The more I think about it, the more I’m convinced that Harris intends no less than an allegory of post-Cold War Russian politics. As in a medieval morality play, each character represents exactly one thing. Kelso is the Western Intellectual–ineffectual, hamstrung between principle and self-interest, the dupe of forces he thinks he’s mastered. O’Brian is the Western Media–cynical, opportunistic, and shallow. Suvorin and Zinaida are the two faces of the New Russia: Suvorin wants to forget the past, and to move forward and westward, whereas Zinaida knows that the past must be confronted (she is also enough of a residual Marxist to understand the importance of primitive accumulation to capitalist development). He is ultimately powerless: His budget has been cut, his authority curtailed, and he’s dispatched (for symbolic rather than narrative reasons) to the wastes of Siberia to freeze to death in his Italian shoes.

And the moral? That the Western intelligentsia and the Western media are in unwitting collaboration with forces working round the clock to restore totalitarianism, that the Westernizing reformers in Moscow will be powerless to check these forces, and that only a young generation that has faced down the demons of history can save Mother Russia.

Hmmm. Perhaps I give Harris too much credit.

To return to the movies, it’s hard to think of a cinematic genre that Archangel neglects (other than maybe romantic comedy, but I’m sure the script doctors are working on how to play up the Stalin-Anna Safanova dalliance into a cute little May-December thing). You mentioned science fiction–Stalin fils as clone. And also of course historical costume drama, shoot-’em-up cop thriller, etc. But let’s not forget the buddy picture–O’Brian and Kelso, a carefully mismatched pair thrown together by fate (that is, by the hidden hand of the KGB) who discover they have to drive from Moscow to Archangel. And of course they return, again to maximum cinematographic effect, by train. So let’s add Rainman or maybe Thelma and Louise to your mélange, along with that amazingly bad (and widely unseen) Jon Voight picture Runaway Train (directed, if I’m not mistaken, by a Russian).
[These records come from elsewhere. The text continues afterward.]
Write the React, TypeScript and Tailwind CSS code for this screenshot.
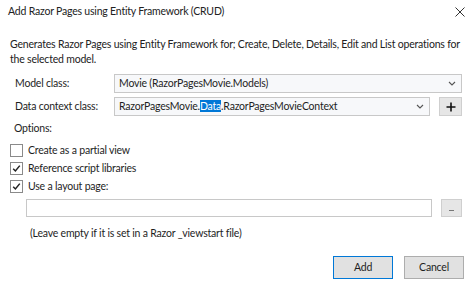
import React from 'react';

const font = { fontFamily: 'Lato, "Noto Sans", sans-serif' };

function Chevron() {
  return (
    <svg width="8" height="5" viewBox="0 0 8 5" className="text-[#555]">
      <path d="M1 1 L4 4 L7 1" fill="none" stroke="currentColor" strokeWidth="1.1" />
    </svg>
  );
}

function Check({ checked }: { checked: boolean }) {
  return (
    <div className="w-[13px] h-[13px] border border-[#8a8a8a] bg-white flex items-center justify-center">
      {checked && (
        <svg width="9" height="9" viewBox="0 0 9 9">
          <path d="M1.2 4.8 L3.4 7 L7.8 1.6" fill="none" stroke="#222" strokeWidth="1.5" />
        </svg>
      )}
    </div>
  );
}

export default function App() {
  return (
    <div
      className="w-[474px] h-[285px] bg-white text-[#1e1e1e] overflow-hidden flex flex-col text-[10.5px] tracking-[-0.2px]"
      style={font}
    >
      {/* Title bar */}
      <div className="h-[24px] flex items-center justify-between pl-[8px] pr-[9px]">
        <span className="text-[#222]">Add Razor Pages using Entity Framework (CRUD)</span>
        <svg width="10" height="10" viewBox="0 0 10 10">
          <path d="M0.5 0.5 L9.5 9.5 M9.5 0.5 L0.5 9.5" stroke="#333" strokeWidth="1" />
        </svg>
      </div>

      <div className="flex flex-col pl-[10px] pr-[12px]">
        <p className="mt-[13px] leading-[15px] text-[#222] whitespace-nowrap">
          Generates Razor Pages using Entity Framework for; Create, Delete, Details, Edit and List operations for
          <br />
          the selected model.
        </p>

        {/* Model class */}
        <div className="mt-[7px] flex items-center h-[19px]">
          <span className="w-[104px] pl-[5px] whitespace-nowrap">Model class:</span>
          <div className="flex-1 h-full border border-[#c8c8c8] bg-[#f7f8fa] flex items-center justify-between pl-[4px] pr-[5px]">
            <span>Movie (RazorPagesMovie.Models)</span>
            <Chevron />
          </div>
        </div>

        {/* Data context class */}
        <div className="mt-[4px] flex items-center h-[19px]">
          <span className="w-[104px] pl-[5px] whitespace-nowrap">Data context class:</span>
          <div className="w-[316px] h-full border border-[#c8c8c8] bg-[#f7f8fa] flex items-center justify-between pl-[4px] pr-[5px]">
            <span className="whitespace-nowrap">
              RazorPagesMovie.<span className="bg-[#0078d7] text-white">Data</span>.RazorPagesMovieContext
            </span>
            <Chevron />
          </div>
          <div className="ml-[9px] w-[23px] h-full border border-[#cfcfcf] bg-[#e6e6e6] flex items-center justify-center">
            <svg width="10" height="10" viewBox="0 0 10 10">
              <path d="M5 0.5 V9.5 M0.5 5 H9.5" stroke="#111" strokeWidth="1.6" />
            </svg>
          </div>
        </div>

        <span className="mt-[4px] pl-[4px] leading-[16px]">Options:</span>

        <div className="mt-[8px] flex flex-col gap-[5px]">
          <label className="flex items-center gap-[5px] h-[13px]">
            <Check checked={false} />
            <span>Create as a partial view</span>
          </label>
          <label className="flex items-center gap-[5px] h-[13px]">
            <Check checked={true} />
            <span>Reference script libraries</span>
          </label>
          <label className="flex items-center gap-[5px] h-[13px]">
            <Check checked={true} />
            <span>Use a layout page:</span>
          </label>
        </div>

        <div className="mt-[6px] flex items-center h-[18px] pl-[16px]">
          <div className="w-[406px] h-full border border-[#c8c8c8] bg-white" />
          <div className="ml-[9px] w-[21px] h-full border border-[#cfcfcf] bg-[#e6e6e6] flex items-end justify-center pb-[5px]">
            <div className="w-[5px] h-px bg-[#777]" />
          </div>
        </div>

        <span className="mt-[9px] pl-[20px] leading-[15px]">
          (Leave empty if it is set in a Razor _viewstart file)
        </span>

        <div className="mt-[15px] flex justify-end gap-[11px] mr-[-2px]">
          <button className="w-[60px] h-[23px] border border-[#0078d7] bg-[#e1e1e1]">Add</button>
          <button className="w-[60px] h-[23px] border border-[#adadad] bg-[#e1e1e1]">Cancel</button>
        </div>
      </div>
    </div>
  );
}
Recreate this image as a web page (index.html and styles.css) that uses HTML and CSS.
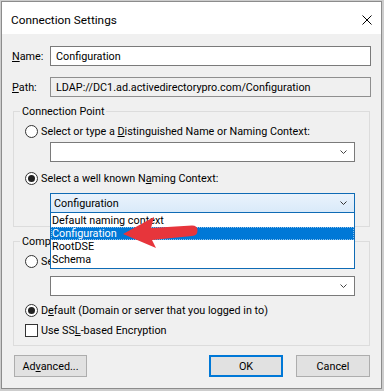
FILE: index.html
```html
<!DOCTYPE html>
<html lang="en">
<head>
  <meta charset="UTF-8">
  <title>Connection Settings</title>
  <link rel="stylesheet" href="styles.css">
</head>
<body>
  <div class="window">
    <div class="titlebar">
      <span class="title">Connection Settings</span>
      <svg class="close" width="10" height="10" viewBox="0 0 10 10">
        <path d="M0.5 0.5 L9.5 9.5 M9.5 0.5 L0.5 9.5" stroke="#000" stroke-width="1" fill="none"/>
      </svg>
    </div>

    <div class="content">
      <div class="field-row">
        <span class="field-label"><u>N</u>ame:</span>
        <div class="textbox">Configuration</div>
      </div>
      <div class="field-row">
        <span class="field-label"><u>P</u>ath:</span>
        <div class="textbox readonly">LDAP://DC1.ad.activedirectorypro.com/Configuration</div>
      </div>

      <div class="group">
        <div class="legend">Connection Point</div>
        <div class="option first">
          <span class="radio"></span>
          <span>Select or type a <u>D</u>istinguished Name or Naming Context:</span>
        </div>
        <div class="combo">
          <svg class="chevron" width="7" height="4" viewBox="0 0 7 4"><path d="M0.5 0.5 L3.5 3.5 L6.5 0.5" stroke="#444" fill="none"/></svg>
        </div>
        <div class="option gap-lg">
          <span class="radio checked"></span>
          <span>Select a well known N<u>a</u>ming Context:</span>
        </div>
        <div class="combo-wrap">
          <div class="combo open">
            <span>Configuration</span>
            <svg class="chevron" width="7" height="4" viewBox="0 0 7 4"><path d="M0.5 0.5 L3.5 3.5 L6.5 0.5" stroke="#333" fill="none"/></svg>
          </div>
          <ul class="dropdown">
            <li>Default naming context</li>
            <li class="selected">Configuration</li>
            <li>RootDSE</li>
            <li>Schema</li>
          </ul>
        </div>
      </div>

      <div class="group second">
        <div class="legend">Computer</div>
        <div class="option first">
          <span class="radio"></span>
          <span>Select or type a domain or server:</span>
        </div>
        <div class="combo low">
          <svg class="chevron" width="7" height="4" viewBox="0 0 7 4"><path d="M0.5 0.5 L3.5 3.5 L6.5 0.5" stroke="#444" fill="none"/></svg>
        </div>
        <div class="option gap-md">
          <span class="radio checked"></span>
          <span>D<u>e</u>fault (Domain or server that you logged in to)</span>
        </div>
        <div class="option">
          <span class="checkbox"></span>
          <span>Use SS<u>L</u>-based Encryption</span>
        </div>
      </div>

      <div class="buttons">
        <button class="btn">Ad<u>v</u>anced...</button>
        <button class="btn default">OK</button>
        <button class="btn">Cancel</button>
      </div>
    </div>

    <svg class="pointer" width="80" height="36" viewBox="120 214 80 36">
      <path d="M123 234 L154 217 L151 228 L192 225.5 Q197.5 225.5 197.5 230.5 Q197.5 235.5 192 236 L152 240 L156 248 Z" fill="#e7353b"/>
    </svg>
  </div>
</body>
</html>
```
FILE: styles.css
```css
* {
  box-sizing: border-box;
}

body {
  margin: 0;
  background: #cdcdcd;
  font-family: Roboto, sans-serif;
  font-size: 10.8px;
  color: #000;
}

u {
  text-underline-offset: 1px;
}

.window {
  position: relative;
  margin: 1px 0 0 1px;
  width: 381px;
  height: 388px;
  border: 1px solid #8c8c8c;
  background: #f0f0f0;
}

.titlebar {
  display: flex;
  align-items: center;
  height: 32px;
  padding: 3px 9px 0 9px;
  background: #fff;
}

.title {
  font-size: 11.8px;
}

.close {
  margin-left: auto;
}

.content {
  padding: 12px 10px 0 10px;
}

.field-row {
  display: flex;
  align-items: center;
  height: 20px;
}

.field-row + .field-row {
  margin-top: 11px;
}

.field-label {
  width: 38px;
}

.textbox {
  flex: 1;
  display: flex;
  align-items: center;
  height: 20px;
  padding-left: 5px;
  border: 1px solid #7a7a7a;
  background: #fff;
}

.textbox.readonly {
  background: #f0f0f0;
  border-color: #8f8f8f;
}

/* group boxes */
.group {
  margin: 14px 1px 0 1px;
  padding: 0 14px 13px 11px;
  border: 1px solid #dcdcdc;
}

.group.second {
  padding-bottom: 7px;
}

.legend {
  width: fit-content;
  margin: -8px 0 0 -5px;
  padding: 0 2px;
  line-height: 15px;
  background: #f0f0f0;
}

.option {
  display: flex;
  align-items: center;
  gap: 3px;
  height: 15px;
  margin-top: 5px;
}

.option.gap-lg {
  margin-top: 9px;
}

.option.gap-md {
  margin-top: 7px;
}

.radio {
  position: relative;
  width: 13px;
  height: 13px;
  border: 1px solid #333;
  border-radius: 50%;
  background: #fff;
}

.radio.checked::after {
  content: "";
  position: absolute;
  top: 2px;
  left: 2px;
  width: 7px;
  height: 7px;
  border-radius: 50%;
  background: #222;
}

.checkbox {
  width: 13px;
  height: 13px;
  border: 1px solid #333;
  background: #fff;
}

/* combo boxes */
.combo {
  display: flex;
  align-items: center;
  height: 20px;
  margin: 3px 0 0 25px;
  padding: 0 7px 0 3px;
  border: 1px solid #7a7a7a;
  background: #fff;
}

.combo.low {
  margin-top: 7px;
}

.chevron {
  margin-left: auto;
}

.combo-wrap {
  position: relative;
  margin: 7px 0 0 25px;
}

.combo.open {
  margin: 0;
  border-color: #0f6bb5;
  background: linear-gradient(#eaf3fc, #d9eaf9);
}

.dropdown {
  position: absolute;
  top: 100%;
  left: 0;
  right: 0;
  z-index: 2;
  margin: 0;
  padding: 1px 0 2px 0;
  list-style: none;
  border: 1px solid #0f6bb5;
  border-top: none;
  background: #fff;
}

.dropdown li {
  height: 13px;
  padding-left: 1px;
  line-height: 13px;
}

.dropdown li.selected {
  background: #0078d7;
  color: #fff;
  outline: 1px dotted #8cc0ea;
  outline-offset: -1px;
}

/* buttons */
.buttons {
  display: flex;
  margin: 9px 1px 0 2px;
}

.btn {
  width: 74px;
  height: 22px;
  padding: 0;
  border: 1px solid #adadad;
  background: #e1e1e1;
  font: inherit;
  color: #000;
}

.btn:first-child {
  width: 73px;
  margin-right: auto;
}

.btn.default {
  margin-right: 13px;
  border-color: #0078d7;
  box-shadow: inset 0 0 0 1px #0078d7;
}

.pointer {
  position: absolute;
  left: 118px;
  top: 212px;
  z-index: 3;
}
```
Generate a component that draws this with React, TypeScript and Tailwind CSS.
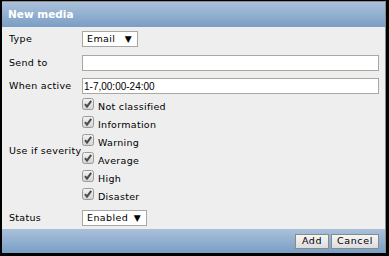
import { useState } from "react";

const severities = ["Not classified", "Information", "Warning", "Average", "High", "Disaster"];

function Check({ checked, onClick }: { checked: boolean; onClick: () => void }) {
  return (
    <button onClick={onClick} className="mt-[1px] flex h-[12px] w-[12px] shrink-0">
      <svg width="12" height="12" viewBox="0 0 12 12">
        <defs>
          <linearGradient id="cb" x1="0" y1="0" x2="0" y2="1">
            <stop offset="0" stopColor="#f4f4f4" />
            <stop offset="1" stopColor="#d2d2d2" />
          </linearGradient>
        </defs>
        <rect x="0.5" y="0.5" width="11" height="11" rx="2" fill="url(#cb)" stroke="#9a9a9a" />
        {checked && <path d="M3 6.2 L5 8.6 L9.2 2.8" fill="none" stroke="#4a4a4a" strokeWidth="2" />}
      </svg>
    </button>
  );
}

function Select({ value, width }: { value: string; width: string }) {
  return (
    <div className={`flex h-[16px] items-center justify-between border border-[#a8a8a0] bg-white pl-[4px] pr-[5px] ${width}`}>
      <span className="tracking-[0.4px]">{value}</span>
      <span className="text-[9px] leading-none">▼</span>
    </div>
  );
}

export default function App() {
  const [checked, setChecked] = useState(severities.map(() => true));

  return (
    <div
      className="h-[256px] w-[389px] bg-black pb-[3px] pl-[2px] pr-[3px] pt-[1px] text-[9.5px] text-black"
      style={{ fontFamily: "'DejaVu Sans', sans-serif" }}
    >
      <div className="flex h-full flex-col border-t border-r border-[#8c8c8c] bg-[#eeeeee]">
        <div className="flex h-[25px] shrink-0 items-center bg-gradient-to-b from-[#aac1da] to-[#7a9ec5] px-[6px] text-[10.5px] font-bold text-white">
          New media
        </div>

        <div className="grid flex-1 grid-cols-[73px_minmax(0,1fr)] content-start pl-[7px] pr-[6px] tracking-[0.3px]">
          <div className="flex h-[24px] items-center">Type</div>
          <div className="flex h-[24px] items-center">
            <Select value="Email" width="w-[56px]" />
          </div>

          <div className="flex h-[24px] items-center">Send to</div>
          <div className="flex h-[24px] items-center">
            <input className="h-[16px] w-full border border-[#a8a8a0] bg-white outline-none" />
          </div>

          <div className="flex h-[22px] items-center">When active</div>
          <div className="flex h-[22px] items-center">
            <input
              defaultValue="1-7,00:00-24:00"
              className="h-[16px] w-full border border-[#a8a8a0] bg-white px-[1px] text-[10px] tracking-normal outline-none"
              style={{ fontFamily: "'Liberation Sans', sans-serif" }}
            />
          </div>

          <div className="flex items-center">Use if severity</div>
          <div className="flex flex-col">
            {severities.map((s, i) => (
              <div key={s} className="flex h-[18px] items-start gap-[4px]">
                <Check
                  checked={checked[i]}
                  onClick={() => setChecked(checked.map((c, j) => (j === i ? !c : c)))}
                />
                <span className="mt-[4px] leading-[12px]">{s}</span>
              </div>
            ))}
          </div>

          <div className="flex h-[24px] items-center pt-[3px]">Status</div>
          <div className="flex h-[24px] items-end pb-[3px]">
            <Select value="Enabled" width="w-[65px]" />
          </div>
        </div>

        <div className="flex h-[24px] shrink-0 items-center justify-end gap-[2px] bg-gradient-to-b from-[#aac1da] to-[#7a9ec5] pr-[6px]">
          <button className="h-[15px] w-[34px] border border-[#8a8a8a] bg-gradient-to-b from-[#f6f6f6] to-[#dcdcdc] leading-none tracking-[0.6px]">
            Add
          </button>
          <button className="h-[15px] w-[48px] border border-[#8a8a8a] bg-gradient-to-b from-[#f6f6f6] to-[#dcdcdc] leading-none tracking-[0.6px]">
            Cancel
          </button>
        </div>
      </div>
    </div>
  );
}
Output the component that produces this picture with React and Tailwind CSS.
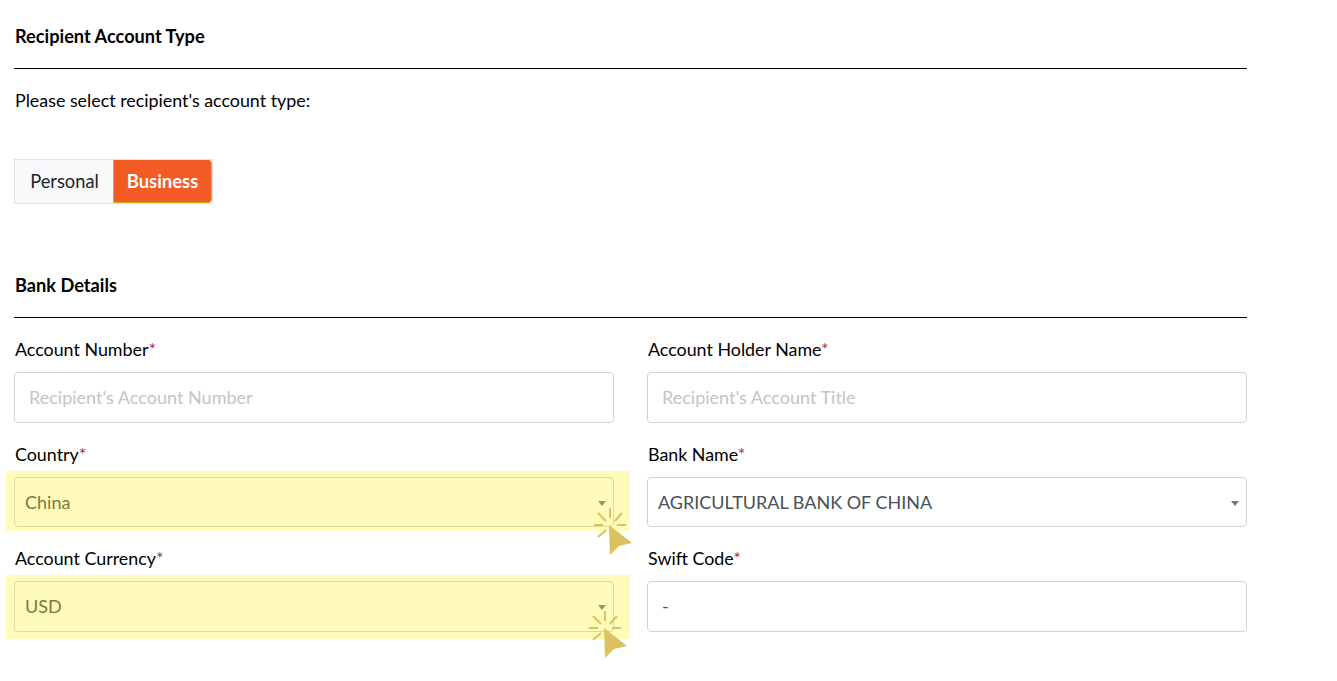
const Req = () => <span className="text-[#a3324f]">*</span>

function Field({ label, children, className = '' }) {
  return (
    <div className={`relative ${className}`}>
      <label className="block pl-px text-[17.85px] leading-[24px] text-black mb-[11px]">{label}<Req /></label>
      {children}
    </div>
  )
}

function TextBox({ placeholder, value }) {
  return (
    <div className="h-[51px] border border-[#ced4da] rounded-[4px] bg-white px-[14px] pt-px flex items-center text-[18.05px]">
      {placeholder ? <span className="text-[#c4c4c4]">{placeholder}</span> : <span className="text-[#495057]">{value}</span>}
    </div>
  )
}

function SelectBox({ value, className = 'h-[51px]' }) {
  return (
    <div className={`relative border border-[#ced4da] rounded-[4px] bg-white pl-[10px] flex items-center text-[18px] text-[#495057] ${className}`}>
      {value}
      <span className="absolute right-[7px] top-[23px] w-0 h-0 border-x-[4.5px] border-x-transparent border-t-[5.5px] border-t-[#777]" />
    </div>
  )
}

function ClickCursor() {
  return (
    <svg width="44" height="50" viewBox="0 0 44 50" fill="none">
      <g stroke="#dcc25f" strokeWidth="2">
        <path d="M20 2v10M8 7l8 8M32 7l-7 8M4 19h9M27 19h9M8 31l8-7" />
      </g>
      <path d="M19 19L42 37L29 40L20 49Z" fill="#dcc25f" />
    </svg>
  )
}

function Highlight({ className, cursorClass }) {
  return (
    <>
      <div className={`absolute bg-[#fff000]/[.267] ${className}`} />
      <div className={`absolute ${cursorClass}`}><ClickCursor /></div>
    </>
  )
}

export default function App() {
  return (
    <div className="relative h-[681px] bg-white overflow-hidden pl-[14px] pr-[90px] font-['Lato',sans-serif] text-black">
      <h2 className="pl-px pt-[24px] text-[18.2px] leading-[24px] font-bold">Recipient Account Type</h2>
      <hr className="mt-[20px] border-t border-black" />
      <p className="pl-px mt-[19px] text-[17.85px] leading-[24px]">Please select recipient's account type:</p>

      <div className="mt-[47px] inline-flex h-[45px] w-[199px] border border-[#dee2e6] bg-[#f8f9fa] align-top">
        <button className="w-[98px] text-[18.3px] text-[#212529] pl-px">Personal</button>
        <button className="flex-1 bg-[#f35a24] border border-[#d2b41e] border-t-[#f35a24] rounded-r-[4px] text-white font-bold text-[18.4px]">Business</button>
      </div>

      <h2 className="pl-px mt-[69px] text-[18.2px] leading-[24px] font-bold">Bank Details</h2>
      <hr className="mt-[20px] border-t border-black" />

      <div className="mt-[19px] grid grid-cols-[600px_600px] gap-x-[33px] gap-y-[18px]">
        <Field label="Account Number" className="mb-px"><TextBox placeholder="Recipient's Account Number" /></Field>
        <Field label="Account Holder Name" className="mb-px"><TextBox placeholder="Recipient's Account Title" /></Field>
        <Field label="Country" className="mb-px"><SelectBox value="China" className="h-[50px]" /></Field>
        <Field label="Bank Name" className="mb-px"><SelectBox value="AGRICULTURAL BANK OF CHINA" className="h-[50px]" /></Field>
        <Field label="Account Currency"><SelectBox value="USD" /></Field>
        <Field label="Swift Code"><TextBox value="-" /></Field>
      </div>

      <Highlight className="left-[6px] top-[471px] w-[624px] h-[60px]" cursorClass="left-[590px] top-[506px]" />
      <Highlight className="left-[6px] top-[575px] w-[624px] h-[64px]" cursorClass="left-[585px] top-[609px]" />
    </div>
  )
}
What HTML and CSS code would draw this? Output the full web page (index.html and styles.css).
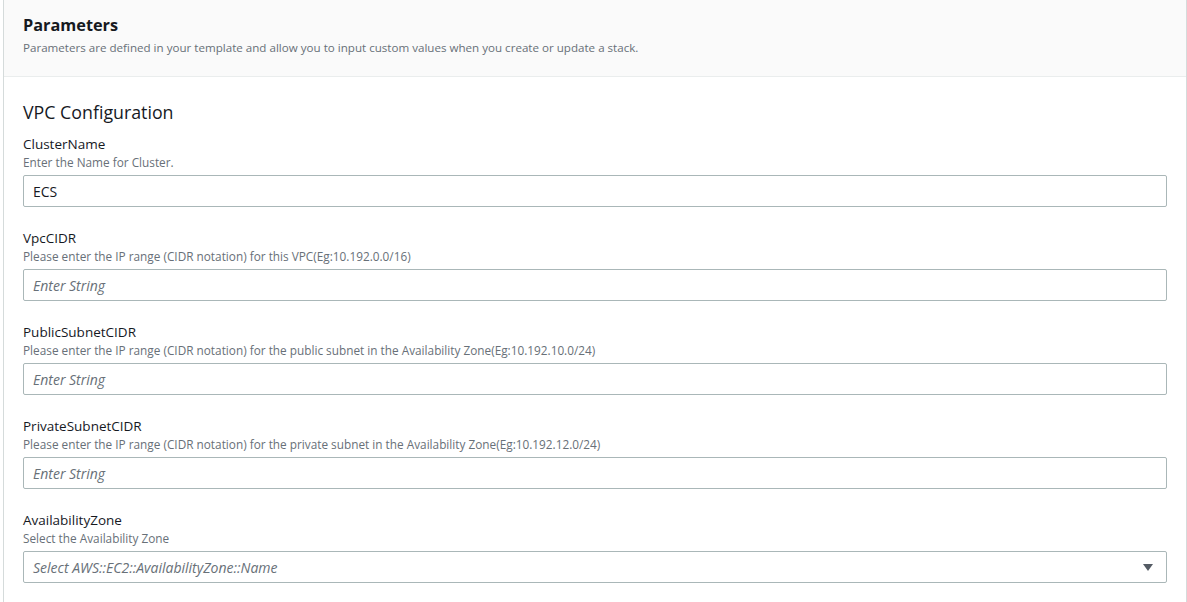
FILE: index.html
```html
<!DOCTYPE html>
<html>
<head>
	<meta charset="utf-8">
	<title>Parameters</title>
	<link rel="stylesheet" href="styles.css">
</head>
<body>
	<div class="panel">
		<!-- header -->
		<div class="panel-head">
			<h2 class="title">Parameters</h2>
			<p class="desc">Parameters are defined in your template and allow you to input custom values when you create or update a stack.</p>
		</div>

		<div class="panel-body">
			<h3 class="group">VPC Configuration</h3>

			<div class="field">
				<label class="label">ClusterName</label>
				<div class="hint">Enter the Name for Cluster.</div>
				<input class="input" type="text" value="ECS">
			</div>

			<div class="field">
				<label class="label">VpcCIDR</label>
				<div class="hint">Please enter the IP range (CIDR notation) for this VPC(Eg:10.192.0.0/16)</div>
				<input class="input" type="text" placeholder="Enter String">
			</div>

			<div class="field">
				<label class="label">PublicSubnetCIDR</label>
				<div class="hint">Please enter the IP range (CIDR notation) for the public subnet in the Availability Zone(Eg:10.192.10.0/24)</div>
				<input class="input" type="text" placeholder="Enter String">
			</div>

			<div class="field">
				<label class="label">PrivateSubnetCIDR</label>
				<div class="hint">Please enter the IP range (CIDR notation) for the private subnet in the Availability Zone(Eg:10.192.12.0/24)</div>
				<input class="input" type="text" placeholder="Enter String">
			</div>

			<div class="field">
				<label class="label">AvailabilityZone</label>
				<div class="hint">Select the Availability Zone</div>
				<div class="select">
					<span class="select-text">Select AWS::EC2::AvailabilityZone::Name</span>
					<span class="caret"></span>
				</div>
			</div>
		</div>
	</div>
</body>
</html>
```

FILE: styles.css
```css
body {
	margin: 0;
	background: #fff;
	font-family: "Open Sans", "Noto Sans", sans-serif;
	color: #16191f;
}

/* outer card */
.panel {
	margin-left: 3px;
	width: 1182px;
	border-left: 1px solid #d5dbdb;
	border-right: 1px solid #d5dbdb;
	min-height: 602px;
}

.panel-head {
	background: #fafafa;
	border-bottom: 1px solid #eaeded;
	padding: 14px 19px 20px;
}

.title {
	margin: 0;
	font-size: 16.3px;
	font-weight: 700;
	line-height: 22px;
}

.desc {
	margin: 4px 0 0;
	font-size: 11.6px;
	line-height: 16px;
	color: #687078;
}

.panel-body {
	padding: 23px 19px 0;
}

.group {
	margin: 0 0 10px;
	font-size: 17.8px;
	font-weight: 400;
	line-height: 24px;
}

.field {
	margin-bottom: 21px;
}

.label {
	display: block;
	font-size: 13.5px;
	line-height: 20px;
}

.hint {
	font-size: 11.8px;
	line-height: 16px;
	color: #687078;
	margin-bottom: 5px;
}

.input,
.select {
	box-sizing: border-box;
	display: block;
	width: 1144px;
	height: 32px;
	border: 1px solid #aab7b8;
	border-radius: 2px;
	padding: 0 9px;
	font-family: inherit;
	font-size: 14px;
	color: #16191f;
	background: #fff;
	outline: none;
}

.input::placeholder {
	color: #687078;
	font-style: italic;
}

.select {
	display: flex;
	align-items: center;
	justify-content: space-between;
}

.select-text {
	color: #687078;
	font-style: italic;
}

.caret {
	width: 0;
	height: 0;
	border-left: 5px solid transparent;
	border-right: 5px solid transparent;
	border-top: 7px solid #545b64;
	margin-right: 4px;
}
```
But we need a cast! Anthony Hopkins can do for Stalin what he did for John Quincy Adams in Amistad–unless Danny DeVito wants a crack at the role. Christopher Walken can be the diabolical Lavrenti Beria, with Jason Robards as Papu Rapava, Neve Campbell as Anna Safanova, and as Son of Stalin … Gary Oldman.

A Merchant-Ivory production directed by Tony Scott (the other one, of course, but you and I can split a point of the gross).

I can’t resist quoting two more prize passages, both of them attempts at what we might call idiomatic authenticity. The first is from Single & Single, which confers individuality on its characters by giving them tiresome verbal tics: The Swiss banker who begins every other sentence with “Actually”; the gay character whose speech is just peppered with italics; Alix Hoban with his fixation on words like normal and axiomatic; and on and on. But I’m especially fond of the fulmination of an entirely minor character, the mayor of the Turkish fishing village in which Tiger Single’s henchman Arthur Winser has met his prolix and pointless end:

The mayor was back, eyes blazing. “Boat was dirty! Was too many blood! Owner from this boat very sad man, very angry! Very superstitious of God! He has burn boat. He don’t care! Insurance? He spit!”

But this eloquence cannot match the simple poetry, as recorded by young Anna Safanova in the diary for which so many will risk their lives a half-century later, of Papa Stalin. (He is speaking, like Don King or Bob Dole, of himself, but in the third person):

When Comrade Stalin was in exile … it was his happiest time. It was here Comrade Stalin learned how to hunt and fish. That swine Trotsky maintained that Comrade Stalin used only traps. A filthy lie! Comrade Stalin set traps, yes, but he also set lines in the ice holes, and such was his success in the detection of fish that the local people credited him with supernatural powers. In one day, Comrade Stalin traveled twenty-five versts on skis and killed twelve brace of partridge with twenty-four shots. Could Trotsky claim as much?

The last bit sounds like a word problem from a Soviet math textbook.

May I say in closing that, for my money, you are the Dean of Online Suspense-Novel Book Chat.